# Short problem
Report all lines holding "React".

# Information shown
start
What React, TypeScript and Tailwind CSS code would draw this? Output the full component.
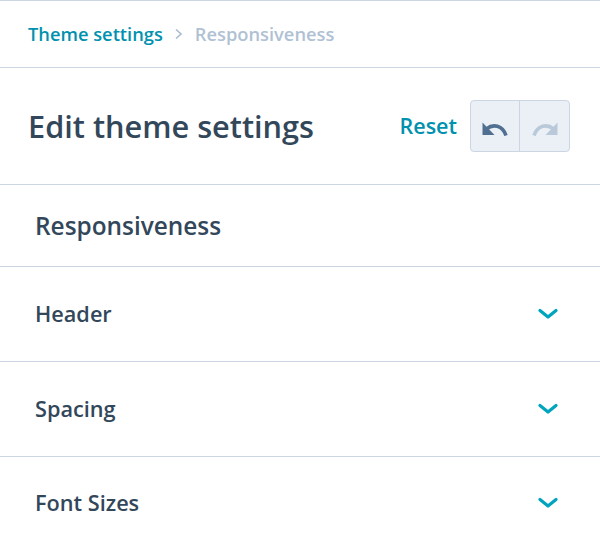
import React from 'react';

const sections = ['Header', 'Spacing', 'Font Sizes'];

const Chevron = () => (
    <svg width="20" height="12" viewBox="0 0 20 12" fill="none" className="block">
        <path d="M2 2.5 L10 9 L18 2.5" stroke="#00a4bd" strokeWidth="3.2" strokeLinecap="round" strokeLinejoin="round" />
    </svg>
);

const UndoIcon = ({ color, flip }: { color: string; flip?: boolean }) => (
    <svg width="26" height="14" viewBox="0 0 26 14" fill="none" className={flip ? '-scale-x-100' : ''}>
        <path d="M0.5 0.5 L0.5 13 L12.5 13 Z" fill={color} />
        <path d="M4.5 6.8 C11 1.6 20.5 3 24 13.5" stroke={color} strokeWidth="3.6" />
    </svg>
);

export default function App() {
    return (
        <div className="w-[600px] h-[548px] overflow-hidden bg-white border-t border-[#cbd6e2] font-['Open_Sans',sans-serif]">
            <div className="h-[67px] flex items-center pl-7 border-b border-[#cbd6e2] text-[18.3px] font-semibold">
                <span className="text-[#0091ae]">Theme settings</span>
                <svg width="10" height="12" viewBox="0 0 10 12" fill="none" className="mx-[11px]">
                    <path d="M2 1.5 L7 6 L2 10.5" stroke="#a9bccf" strokeWidth="1.6" />
                </svg>
                <span className="text-[#b0c1d4]">Responsiveness</span>
            </div>

            <div className="h-[117px] flex items-center justify-between pl-7 pr-[30px] border-b border-[#cbd6e2]">
                <h1 className="text-[30.7px] font-semibold text-[#33475b]">Edit theme settings</h1>
                <div className="flex items-center gap-[13px]">
                    <span className="text-[21.5px] font-semibold text-[#0091ae]">Reset</span>
                    <div className="flex h-[52px] w-[100px] rounded-[4px] border border-[#cbd6e2] bg-[#eaf0f6]">
                        <div className="w-[49px] flex items-center justify-center border-r border-[#cbd6e2] pt-[6px]">
                            <UndoIcon color="#516f90" />
                        </div>
                        <div className="flex-1 flex items-center justify-center pt-[6px]">
                            <UndoIcon color="#b9c9d9" flip />
                        </div>
                    </div>
                </div>
            </div>

            <div className="h-[82px] flex items-center pl-[35px] pt-[2px] border-b border-[#cbd6e2]">
                <h2 className="text-[24.4px] font-semibold text-[#33475b]">Responsiveness</h2>
            </div>

            {sections.map(name => (
                <div key={name} className="h-[95px] flex items-center justify-between pl-[35px] pr-[42px] border-b border-[#cbd6e2] first:pt-[2px] last:border-b-0 last:h-[92px]">
                    <span className="text-[21.7px] font-semibold text-[#33475b]">{name}</span>
                    <Chevron />
                </div>
            ))}
        </div>
    );
}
end
# Answer to this task
What React, TypeScript and Tailwind CSS code would draw this? Output the full component.
import React from 'react';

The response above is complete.